# Intuitive F2L Tutorial in 6 Minutes + Example



## Smiles (Jul 4, 2017)

The story here is that I never watched a video for intuitive F2L because they were all too long. I find that I learn better from videos, but I'm also super impatient. So when I was learning, I just went to the F2L wiki page and looked at the algorithms to learn F2L.
I always didn't like teaching people F2L because it was too complicated to grasp it all at once. That all changed after I taught somebody full intuitive F2L in the 10 minutes between classes, and he just asked a few questions and practiced by himself after that.
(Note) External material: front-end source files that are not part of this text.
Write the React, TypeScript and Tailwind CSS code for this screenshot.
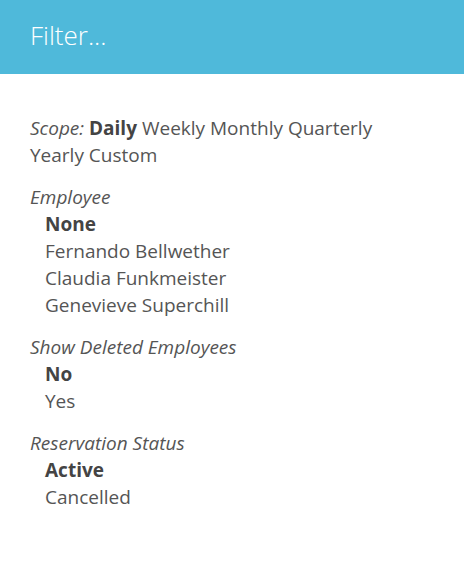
const employees = ["None", "Fernando Bellwether", "Claudia Funkmeister", "Genevieve Superchill"];
const deleted = ["No", "Yes"];
const statuses = ["Active", "Cancelled"];

function Group({ label, options }: { label: string; options: string[] }) {
  return (
    <div>
      <div className="italic">{label}</div>
      <ul className="pl-[15px]">
        {options.map((o, i) => (
          <li key={o} className={i === 0 ? "font-bold text-[#444]" : ""}>
            {o}
          </li>
        ))}
      </ul>
    </div>
  );
}

export default function App() {
  return (
    <div className="w-[464px] h-[563px] bg-white font-['Open_Sans',sans-serif] text-[#555]">
      <header className="h-[74px] bg-[#4fb9da] px-[30px] flex items-center">
        <h1 className="text-[26px] font-light text-white pb-[3px]">Filter...</h1>
      </header>
      <div className="px-[30px] pt-[41px] text-[19px] leading-[27px] flex flex-col gap-[15px]">
        <p className="w-[385px]">
          <span className="italic">Scope:</span> <span className="font-bold text-[#444]">Daily</span> Weekly Monthly
          Quarterly Yearly Custom
        </p>
        <Group label="Employee" options={employees} />
        <Group label="Show Deleted Employees" options={deleted} />
        <Group label="Reservation Status" options={statuses} />
      </div>
    </div>
  );
}
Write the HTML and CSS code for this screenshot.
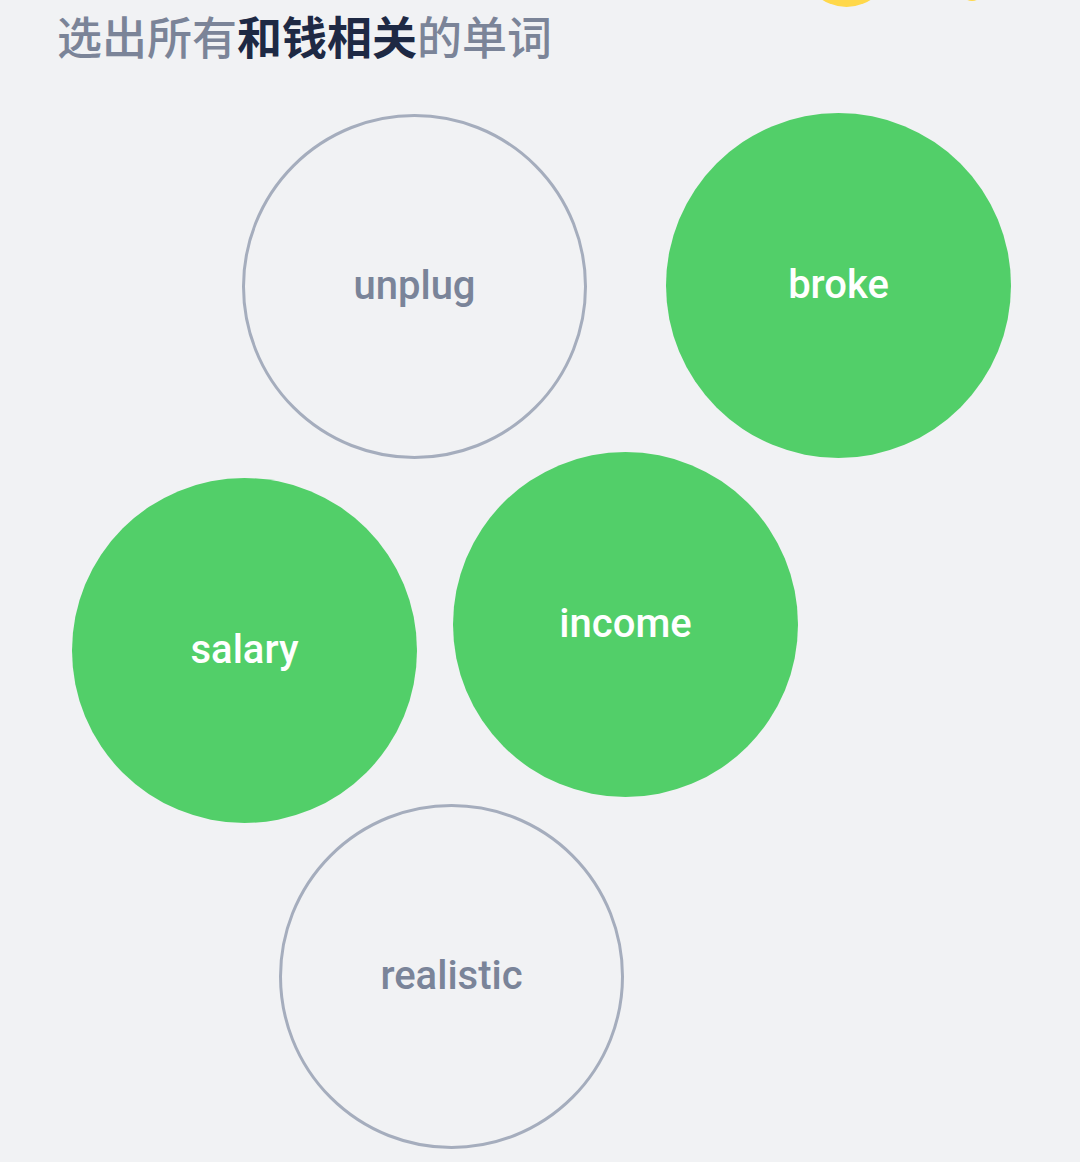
FILE: index.html
```html
<!DOCTYPE html>
<html lang="zh">
<head>
<meta charset="utf-8">
<link rel="stylesheet" href="styles.css">
</head>
<body>
<div class="page">
  <span class="deco deco-big"></span>
  <span class="deco deco-small"></span>
  <h1 class="title">选出所有<strong>和钱相关</strong>的单词</h1>
  <div class="board">
    <div class="bubble outline b-unplug">unplug</div>
    <div class="bubble filled b-broke">broke</div>
    <div class="bubble filled b-salary">salary</div>
    <div class="bubble filled b-income">income</div>
    <div class="bubble outline b-realistic">realistic</div>
  </div>
</div>
</body>
</html>
```
FILE: styles.css
```css
html, body {
  margin: 0;
  padding: 0;
  background: #f1f2f4;
}
.page {
  position: relative;
  width: 1080px;
  height: 1162px;
  overflow: hidden;
  font-family: Roboto, "Noto Sans CJK SC", sans-serif;
}
.deco {
  position: absolute;
  border-radius: 50%;
  background: #ffd84a;
}
.deco-big {
  left: 802px;
  top: -82px;
  width: 89px;
  height: 89px;
}
.deco-small {
  left: 961px;
  top: -21px;
  width: 22px;
  height: 22px;
}
.title {
  margin: 0;
  padding: 8px 0 0 57px;
  height: 60px;
  font-family: "Noto Sans CJK SC", sans-serif;
  font-size: 45px;
  line-height: 56px;
  font-weight: 500;
  color: #7b8498;
  letter-spacing: 0;
}
.title strong {
  font-weight: 700;
  color: #1e2944;
}
.board {
  position: relative;
  height: 1090px;
}
.bubble {
  position: absolute;
  width: 345px;
  height: 345px;
  box-sizing: border-box;
  border-radius: 50%;
  display: flex;
  align-items: center;
  justify-content: center;
  font-family: Roboto, sans-serif;
  font-weight: 500;
  font-size: 40px;
  padding-bottom: 2px;
}
.outline {
  border: 3px solid #a5adbd;
  color: #7a8499;
}
.filled {
  background: #52cf69;
  color: #ffffff;
}
.b-unplug { left: 242px; top: 46px; }
.b-broke { left: 666px; top: 45px; }
.b-salary { left: 72px; top: 410px; }
.b-income { left: 453px; top: 384px; }
.b-realistic { left: 279px; top: 736px; }
```
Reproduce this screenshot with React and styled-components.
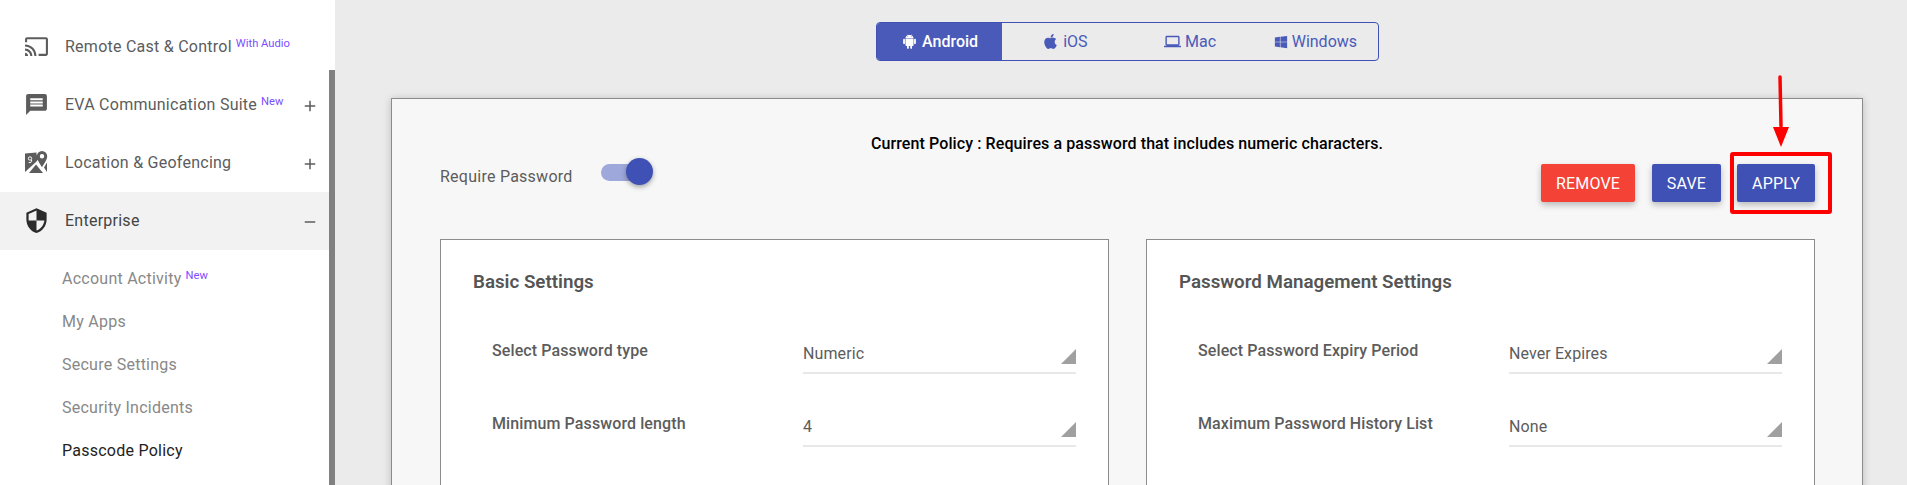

So here is my super simple F2L tutorial.


----------



## NewbieCuber (Jul 20, 2017)

This is the tutorial which brought me from beginner's method to F2L. My times have slowed down as I learn to recognize the 3 patterns, but I'm getting better. And I'm sure that as my F2l improves my times will drop quite a bit as I'm now spending about half my solve time (30 seconds plus) just on the cross and F2L.


----------



## audiophile121 (Jul 26, 2017)

I'm about a month into learning CFOP. While this video is intended as an introduction to CFOP, it did give me a great way to visualize how to deal with the "white on top" cases. I too avoided watching F2L videos due to length and have had a difficult time trying to process how to deal with these cases, and this has given me a much better starting point for those. Thanks!


----------



## greentgoatgal (Jul 26, 2017)

When my sister wanted to learn f2l I just sent her this video. Awesome tutorial


----------



## Gregoryc (Aug 16, 2017)

I have been getting really flustered with F2L. This video is great because it has given me a method to follow for each case. Hoping this will get me sub minute!


----------